Mais surtout, Alison Leiby tente de dédramatiser les choses: son intervention s’est bien déroulée, les jours qui ont suivi aussi, sans mal-être ni culpabilité.

" Dans la culture populaire, les fictions ou les documentaires, je n’entends jamais parler de l’avortement que j’ai eu, qui est quelque chose d’incroyablement commun, pas traumatisant, en tout cas quand il est autorisé ", raconte à l’AFP la comédienne de 38 ans, dans sa loge.

" Je veux faire rire ", mais " je veux aussi aider les gens à commencer à parler de quelque chose de difficile ", poursuit-elle, consciente d’avoir " la chance d’être une femme blanche, hétérosexuelle, cisgenre, qui vit dans un Etat où l’avortement est légal ".

La fuite, au soir du 2 mai, du projet de décision de la Cour suprême américaine, qui est prête à annuler le droit à l’avortement, ouvrant la perspective d’un pays coupé en deux sur la question, " cela a donné plus de sens, pour moi, au fait de jouer ce spectacle. C’est plus politique ".

L’avant-première avait vu se déplacer des VIP comme la star de Sex and the City, Cynthia Nixon, ou la directrice de Vogue, Anna Wintour.

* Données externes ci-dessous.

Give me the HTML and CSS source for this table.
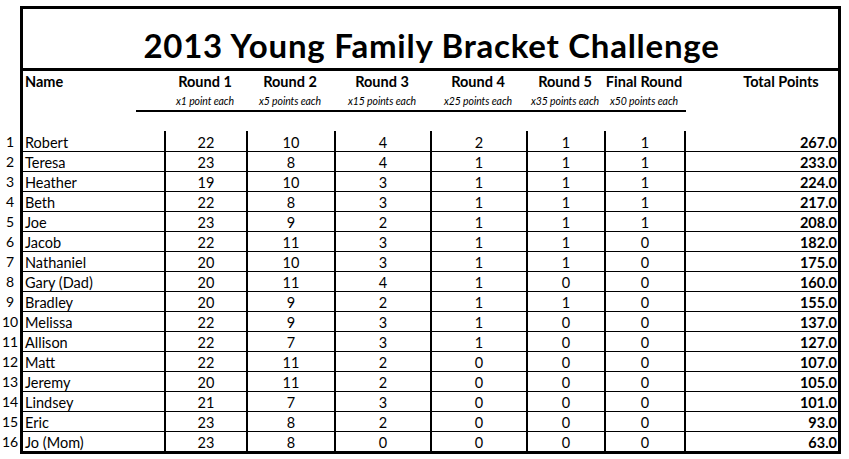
FILE: index.html
```html
<!DOCTYPE html>
<html>
<head>
<meta charset="utf-8">
<link rel="stylesheet" href="styles.css">
</head>
<body>
<div class="page">
  <div class="rownums">
    <div class="rn">1</div><div class="rn">2</div><div class="rn">3</div><div class="rn">4</div>
    <div class="rn">5</div><div class="rn">6</div><div class="rn">7</div><div class="rn">8</div>
    <div class="rn">9</div><div class="rn">10</div><div class="rn">11</div><div class="rn">12</div>
    <div class="rn">13</div><div class="rn">14</div><div class="rn">15</div><div class="rn">16</div>
  </div>
  <div class="sheet">
    <div class="title">2013 Young Family Bracket Challenge</div>
    <div class="head">
      <div class="hrow">
        <div class="hc name">Name</div>
        <div class="hc">Round 1</div>
        <div class="hc">Round 2</div>
        <div class="hc">Round 3</div>
        <div class="hc">Round 4</div>
        <div class="hc">Round 5</div>
        <div class="hc">Final Round</div>
        <div class="hc total">Total Points</div>
      </div>
      <div class="hrow sub">
        <div class="sc"></div>
        <div class="sc">x1 point each</div>
        <div class="sc">x5 points each</div>
        <div class="sc">x15 points each</div>
        <div class="sc">x25 points each</div>
        <div class="sc">x35 points each</div>
        <div class="sc">x50 points each</div>
        <div class="sc"></div>
      </div>
      <div class="underline"></div>
    </div>
    <div class="body">
      <div class="row"><div class="c name">Robert</div><div class="c">22</div><div class="c">10</div><div class="c">4</div><div class="c">2</div><div class="c">1</div><div class="c">1</div><div class="c tot">267.0</div></div>
      <div class="row"><div class="c name">Teresa</div><div class="c">23</div><div class="c">8</div><div class="c">4</div><div class="c">1</div><div class="c">1</div><div class="c">1</div><div class="c tot">233.0</div></div>
      <div class="row"><div class="c name">Heather</div><div class="c">19</div><div class="c">10</div><div class="c">3</div><div class="c">1</div><div class="c">1</div><div class="c">1</div><div class="c tot">224.0</div></div>
      <div class="row"><div class="c name">Beth</div><div class="c">22</div><div class="c">8</div><div class="c">3</div><div class="c">1</div><div class="c">1</div><div class="c">1</div><div class="c tot">217.0</div></div>
      <div class="row"><div class="c name">Joe</div><div class="c">23</div><div class="c">9</div><div class="c">2</div><div class="c">1</div><div class="c">1</div><div class="c">1</div><div class="c tot">208.0</div></div>
      <div class="row"><div class="c name">Jacob</div><div class="c">22</div><div class="c">11</div><div class="c">3</div><div class="c">1</div><div class="c">1</div><div class="c">0</div><div class="c tot">182.0</div></div>
      <div class="row"><div class="c name">Nathaniel</div><div class="c">20</div><div class="c">10</div><div class="c">3</div><div class="c">1</div><div class="c">1</div><div class="c">0</div><div class="c tot">175.0</div></div>
      <div class="row"><div class="c name">Gary (Dad)</div><div class="c">20</div><div class="c">11</div><div class="c">4</div><div class="c">1</div><div class="c">0</div><div class="c">0</div><div class="c tot">160.0</div></div>
      <div class="row"><div class="c name">Bradley</div><div class="c">20</div><div class="c">9</div><div class="c">2</div><div class="c">1</div><div class="c">1</div><div class="c">0</div><div class="c tot">155.0</div></div>
      <div class="row"><div class="c name">Melissa</div><div class="c">22</div><div class="c">9</div><div class="c">3</div><div class="c">1</div><div class="c">0</div><div class="c">0</div><div class="c tot">137.0</div></div>
      <div class="row"><div class="c name">Allison</div><div class="c">22</div><div class="c">7</div><div class="c">3</div><div class="c">1</div><div class="c">0</div><div class="c">0</div><div class="c tot">127.0</div></div>
      <div class="row"><div class="c name">Matt</div><div class="c">22</div><div class="c">11</div><div class="c">2</div><div class="c">0</div><div class="c">0</div><div class="c">0</div><div class="c tot">107.0</div></div>
      <div class="row"><div class="c name">Jeremy</div><div class="c">20</div><div class="c">11</div><div class="c">2</div><div class="c">0</div><div class="c">0</div><div class="c">0</div><div class="c tot">105.0</div></div>
      <div class="row"><div class="c name">Lindsey</div><div class="c">21</div><div class="c">7</div><div class="c">3</div><div class="c">0</div><div class="c">0</div><div class="c">0</div><div class="c tot">101.0</div></div>
      <div class="row"><div class="c name">Eric</div><div class="c">23</div><div class="c">8</div><div class="c">2</div><div class="c">0</div><div class="c">0</div><div class="c">0</div><div class="c tot">93.0</div></div>
      <div class="row"><div class="c name">Jo (Mom)</div><div class="c">23</div><div class="c">8</div><div class="c">0</div><div class="c">0</div><div class="c">0</div><div class="c">0</div><div class="c tot">63.0</div></div>
    </div>
  </div>
</div>
</body>
</html>
```

FILE: styles.css
```css
* { box-sizing: border-box; }
html, body { margin: 0; padding: 0; background: #fff; }
body {
  font-family: Lato, "Liberation Sans", sans-serif;
  color: #000;
  font-size: 14.5px;
}
.page {
  display: flex;
  padding-top: 6px;
}
.rownums {
  width: 20px;
  padding-top: 125px;
  display: flex;
  flex-direction: column;
}
.rn {
  height: 20px;
  line-height: 22px;
  text-align: center;
  font-size: 14px;
}
.sheet {
  width: 821px;
  border: 3px solid #000;
}
.title {
  height: 62px;
  border-bottom: 3px solid #000;
  text-align: center;
  font-weight: 700;
  font-size: 33px;
  line-height: 33px;
  letter-spacing: 0.75px;
  padding-top: 20px;
  padding-left: 2px;
  white-space: nowrap;
}
.head {
  height: 60px;
  display: flex;
  flex-direction: column;
}
.hrow {
  display: grid;
  grid-template-columns: 141px 82px 88px 96px 96px 78px 80px 154px;
}
.hc {
  font-weight: 700;
  text-align: center;
  height: 21px;
  line-height: 21px;
}
.hc.name { text-align: left; padding-left: 2px; }
.hc.total { padding-left: 40px; }
.sub { height: 18px; }
.sc {
  font-style: italic;
  font-size: 10.5px;
  text-align: center;
  line-height: 19px;
  letter-spacing: -0.1px;
  white-space: nowrap;
}
.underline {
  margin-left: 113px;
  width: 550px;
  height: 2px;
  background: #000;
}
.row {
  display: grid;
  grid-template-columns: 141px 82px 88px 96px 96px 78px 80px 154px;
  height: 20px;
  border-top: 1px solid #000;
}
.row:first-child { border-top: none; }
.c {
  border-left: 2px solid #000;
  text-align: center;
  line-height: 21px;
  padding-top: 1px;
  white-space: nowrap;
}
.row:not(:first-child) .c { line-height: 19px; }
.c.name {
  border-left: none;
  text-align: left;
  padding-left: 2px;
}
.c.tot {
  text-align: right;
  font-weight: 700;
  padding-right: 1px;
}
```
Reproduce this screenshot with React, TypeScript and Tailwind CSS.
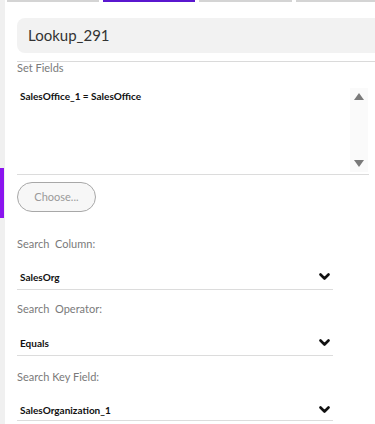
const fontClass = "font-['Lato','Open_Sans',sans-serif]";

function Chevron() {
  return (
    <svg width="11" height="8" viewBox="0 0 11 8" className="shrink-0">
      <polyline points="1.5,1.5 5.5,5.5 9.5,1.5" fill="none" stroke="#111" strokeWidth="2.6" strokeLinecap="round" strokeLinejoin="round" />
    </svg>
  );
}

function SelectField({ label, value, labelTop, valueTop, valueBottom }: { label: string; value: string; labelTop: string; valueTop: string; valueBottom: string }) {
  return (
    <div>
      <p className={`${labelTop} whitespace-pre text-[11px] leading-4 text-[#7a7a7a]`}>{label}</p>
      <div className={`${valueTop} ${valueBottom} flex w-[316px] items-center justify-between border-b border-[#dcdcdc] pl-[3px] pr-[3px]`}>
        <span className="text-[10px] font-bold leading-4 text-[#111]">{value}</span>
        <Chevron />
      </div>
    </div>
  );
}

export default function App() {
  return (
    <div className={`${fontClass} flex h-[424px] w-[375px] overflow-hidden bg-white`}>
      <div className="w-[5px] shrink-0 bg-[#f0f0f0]">
        <div className="mt-[168px] h-[50px] w-[4px] bg-[#8a14ee]" />
      </div>

      <div className="min-w-0 flex-1">
        <div className="ml-[2px] flex h-[2px] gap-[4px]">
          <div className="h-[2px] w-[93px] bg-[#d4d4d4]" />
          <div className="h-[2px] w-[94px] bg-[#5a17cf]" />
          <div className="h-[2px] w-[94px] bg-[#d4d4d4]" />
          <div className="h-[2px] w-[80px] bg-[#d4d4d4]" />
        </div>

        <div className="pl-[12px]">
          <div className="mt-[16px] flex h-[35px] w-[380px] items-center rounded-lg bg-[#f2f2f2] pl-[11px] text-[15px] text-[#333]">
            Lookup_291
          </div>
          <div className="mt-[8px] h-px w-[380px] bg-[#dadada]" />
          <p className="text-[11px] leading-[12px] text-[#7a7a7a]">Set Fields</p>

          <div className="flex h-[101px] w-[352px] justify-between border-b border-[#dcdcdc]">
            <p className="pl-[3px] pt-[15px] text-[10px] font-bold leading-[14px] text-[#111]">SalesOffice_1 = SalesOffice</p>
            <div className="mr-px mt-[14px] flex h-[84px] w-[18px] flex-col items-center justify-between bg-[#fafafa] py-[5px]">
              <svg width="10" height="7" viewBox="0 0 10 7">
                <polygon points="5,0 10,7 0,7" fill="#7a7a7a" />
              </svg>
              <svg width="10" height="7" viewBox="0 0 10 7">
                <polygon points="0,0 10,0 5,7" fill="#7a7a7a" />
              </svg>
            </div>
          </div>

          <button
            type="button"
            className="mt-[7px] h-[30px] w-[79px] rounded-full border-[1.5px] border-[#a8a8a8] bg-[#f7f7f7] text-[11px] text-[#9a9a9a]"
          >
            Choose...
          </button>

          <SelectField label="Search  Column:" value="SalesOrg" labelTop="mt-[24px]" valueTop="pt-[17px]" valueBottom="pb-[4px]" />
          <SelectField label="Search  Operator:" value="Equals" labelTop="mt-[11px]" valueTop="pt-[18px]" valueBottom="pb-[4px]" />
          <SelectField label="Search Key Field:" value="SalesOrganization_1" labelTop="mt-[13px]" valueTop="pt-[17px]" valueBottom="pb-[2px]" />
        </div>
      </div>
    </div>
  );
}
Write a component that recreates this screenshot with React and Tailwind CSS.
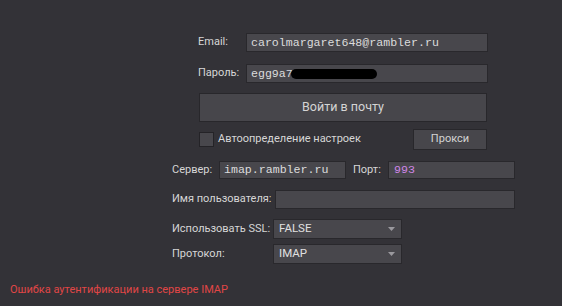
import React from 'react';

const Field = ({ className = '', color = 'text-[#dcdcdc]', children }) => (
    <div
        className={`shrink-0 flex items-center bg-[#48474c] border border-[#29282c] pl-[4px] overflow-hidden whitespace-nowrap font-['Liberation_Mono',monospace] text-[11.6px] ${color} ${className}`}
    >
        {children}
    </div>
);

const Select = ({ value }) => (
    <div className="shrink-0 flex items-center justify-between w-[129px] h-[20px] bg-[#48474c] border border-[#29282c] pl-[5px] pr-[6px] text-[11.5px] text-[#e0e0e0]">
        <span>{value}</span>
        <svg width="7" height="4" viewBox="0 0 7 4">
            <path d="M0 0h7L3.5 4z" fill="#9a999e" />
        </svg>
    </div>
);

export default function App() {
    return (
        <div className="w-[562px] h-[306px] bg-[#333237] flex flex-col font-['Roboto','Liberation_Sans',sans-serif] text-[11px] text-[#d6d6d6] whitespace-nowrap overflow-hidden">
            {/* Account block */}
            <div className="flex flex-col pl-[198px] pt-[33px]">
                <div className="flex items-center">
                    <span className="shrink-0 w-[48px]">Email:</span>
                    <Field className="w-[242px] h-[19px]">carolmargaret648@rambler.ru</Field>
                </div>
                <div className="flex items-center mt-[12px]">
                    <span className="shrink-0 w-[48px]">Пароль:</span>
                    <Field className="w-[242px] h-[19px]">
                        egg9a7
                        <span className="inline-block w-[86px] h-[10px] bg-black rounded-full blur-[0.6px] -ml-[2px]"></span>
                    </Field>
                </div>
                <button className="ml-px mt-[10px] w-[288px] h-[29px] bg-[#47464b] border border-[#28272b] text-[12.5px] text-[#d4d4d4]">
                    Войти в почту
                </button>
                <div className="flex items-center ml-px mt-[7px] w-[288px] h-[21px]">
                    <span className="shrink-0 w-[15px] h-[15px] bg-[#48474c] border border-[#242327]"></span>
                    <span className="ml-[4px]">Автоопределение настроек</span>
                    <button className="ml-auto w-[74px] h-[21px] bg-[#47464b] border border-[#28272b] text-[#d4d4d4]">
                        Прокси
                    </button>
                </div>
            </div>

            {/* Server settings */}
            <div className="flex flex-col pl-[172px] mt-[11px]">
                <div className="flex items-center">
                    <span className="shrink-0 w-[47px]">Сервер:</span>
                    <Field className="w-[127px] h-[18px]">imap.rambler.ru</Field>
                    <span className="shrink-0 ml-[7px] w-[35px]">Порт:</span>
                    <Field className="w-[127px] h-[18px] pl-[5px]" color="text-[#cf86e6]">993</Field>
                </div>
                <div className="flex items-center mt-[11px]">
                    <span className="shrink-0 w-[103px]">Имя пользователя:</span>
                    <Field className="w-[240px] h-[19px]"></Field>
                </div>
                <div className="flex items-center mt-[10px]">
                    <span className="shrink-0 w-[101px]">Использовать SSL:</span>
                    <Select value="FALSE" />
                </div>
                <div className="flex items-center mt-[5px]">
                    <span className="shrink-0 w-[101px]">Протокол:</span>
                    <Select value="IMAP" />
                </div>
            </div>

            <div className="pl-[10px] mt-[18px] text-[#e04646]">
                Ошибка аутентификации на сервере IMAP
            </div>
        </div>
    );
}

Il y a quelques jours, la représentation a été suivie d’une séance de questions-réponses avec la présidente du centre pour les droits reproductifs, Nancy Northup.

" Ce spectacle est formidable, parce qu’il traite de la stigmatisation de l’avortement ", dit cette militante à l’AFP. " Elle y met de l’humanité et en même temps, à la fin, ce sentiment d’urgence que nous devons en parler davantage ", explique-t-elle, rappelant qu’une Américaine sur quatre subit un avortement durant sa vie.

Crue

Alison Leiby aborde aussi — et de manière crue — d’autres questions encore entourées de tabous, comme l’éducation sexuelle, la contraception, les douleurs et l’inconfort des règles — plus de 2.000 jours dans une vie, soit six ans, calcule-t-elle sur scène — l’angoisse à l’idée d’être enceinte et, surtout, la difficulté de s’assumer en tant que femme qui ne veut pas d’enfants.

Des thèmes qui parlent au public. " Je ne veux pas avoir d’enfants à moi (…), je suis concentrée sur ma carrière. Mais en même temps, on traverse toutes cette phase où on se demande si on ne devient pas trop vieille " pour enfanter, raconte Briana Gio, une travailleuse sociale de 30 ans, après une représentation.

" Et les gens vous disent +Tu vas le regretter toute ta vie+ ", ajoute la jeune femme, qui a grandi dans l’Oklahoma, un Etat qui vient de passer une loi pour interdire l’avortement.

Alison Leiby est partagée à l’idée d’entamer une tournée et sortir des terres aux moeurs libérales de New York.

" Je voudrais offrir ce spectacle à un public différent. Je reçois des messages: +Venez dans le Kentucky, venez en Virginie-Occidentale+. Mais ceux qui veulent la fin de l’avortement sont très actifs, très impliqués, d’une manière qui me fait un peu peur ", avoue-t-elle.

A New York, son spectacle de stand-up a été prolongé jusqu’au 30 juin.